CKAN extension for the Italian Open Data Portals (DCAT_AP-IT).

Contents

License

ckanext-dcatapit is Free and Open Source software and is licensed under the GNU Affero General Public License (AGPL) v3.0 whose full text may be found at:

http://www.fsf.org/licensing/licenses/agpl-3.0.html

Demo Instance

A demo instance can be found here.

Overview

This extension provides plugins that allow CKAN to expose and consume metadata from other catalogs using RDF documents serialized according to the Italian DCAT Application Profile. The Data Catalog Vocabulary (DCAT) is “an RDF vocabulary designed to facilitate interoperability between data catalogs published on the Web”.

Requirements

The ckanext-dcatapit extension has been developed for CKAN 2.4 or later and is based on the ckanext-dcat plugin.

In order to use the dcatapit CSW harvester functionalities, you need to install also the ckanext-spatial extension.

If you want to manage localized fields, the ckanext-dcatapit extension requires also the ckanext-multilang plugin installed (see the WIKI for more details about that).

Installation

  1. (Optional) Install the ckanext-multilang extension as described here. Install this extension only if you need to manage multilingual fields for dataset, groups, tags and organizations

  2. (Optional) Install the ckanext-spatial extension as described here. Install this extension only if you need to use the dcatapit CSW harvester (see below).

  3. Install the ckanext-dcat extension as described here.

  4. Activate your CKAN virtual environment, for example:

    . /usr/lib/ckan/default/bin/activate

  5. Go into your CKAN path for extension (like /usr/lib/ckan/default/src):

    git clone https://github.com/geosolutions-it/ckanext-dcatapit.git

    cd ckanext-dcatapit

    pip install -e .

  6. Add dcatapit_pkg and dcatapit_org and dcatapit_config to the ckan.plugins setting in your CKAN config file (by default the config file is located at /etc/ckan/default/production.ini).

  • dcatapit_pkg: extends the package schema allowing to edit and visualize extra fields according to the DCAT_AP-IT specs.
  • dcatapit_org: extends the organization schema allowing to edit and visualize extra fields according to the DCAT_AP-IT specs.
  • dcatapit_config: extends the admin configuration schema allowing to edit and visualize extra fields according to the DCAT_AP-IT specs.

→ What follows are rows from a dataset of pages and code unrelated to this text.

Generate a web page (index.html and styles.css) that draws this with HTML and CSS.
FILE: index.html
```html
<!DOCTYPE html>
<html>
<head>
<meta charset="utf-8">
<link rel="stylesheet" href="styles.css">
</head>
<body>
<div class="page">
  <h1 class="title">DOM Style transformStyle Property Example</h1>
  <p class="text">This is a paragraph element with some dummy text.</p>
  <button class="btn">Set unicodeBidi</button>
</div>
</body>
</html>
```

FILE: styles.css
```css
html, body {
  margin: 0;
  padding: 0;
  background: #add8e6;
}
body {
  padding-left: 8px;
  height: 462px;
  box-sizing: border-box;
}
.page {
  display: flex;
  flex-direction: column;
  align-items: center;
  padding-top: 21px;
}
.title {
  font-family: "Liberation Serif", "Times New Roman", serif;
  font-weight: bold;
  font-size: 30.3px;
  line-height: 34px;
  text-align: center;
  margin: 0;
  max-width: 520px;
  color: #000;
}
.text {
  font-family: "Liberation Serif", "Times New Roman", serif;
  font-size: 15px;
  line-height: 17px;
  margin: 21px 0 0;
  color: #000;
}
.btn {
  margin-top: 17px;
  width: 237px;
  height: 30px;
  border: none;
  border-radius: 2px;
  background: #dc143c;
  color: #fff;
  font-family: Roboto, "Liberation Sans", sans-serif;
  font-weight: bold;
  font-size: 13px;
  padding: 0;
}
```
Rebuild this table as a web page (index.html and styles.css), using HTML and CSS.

    The ckanext-dcatapit allows to localize the package fields (eg. title, description etc.) according to the schema definition, but to do that requires the ckanext-multilang installed.

  1. In order to enable also the RDF harvester add dcatapit_harvester to the ckan.plugins setting in your CKAN. The ckanext-dcatapit RDF harvester also harvests localized fields in multiple languages, but to do that requires the ckanext-multilang installed.

  2. In order to enable also the CSW harvester add dcatapit_csw_harvester to the ckan.plugins setting in your CKAN.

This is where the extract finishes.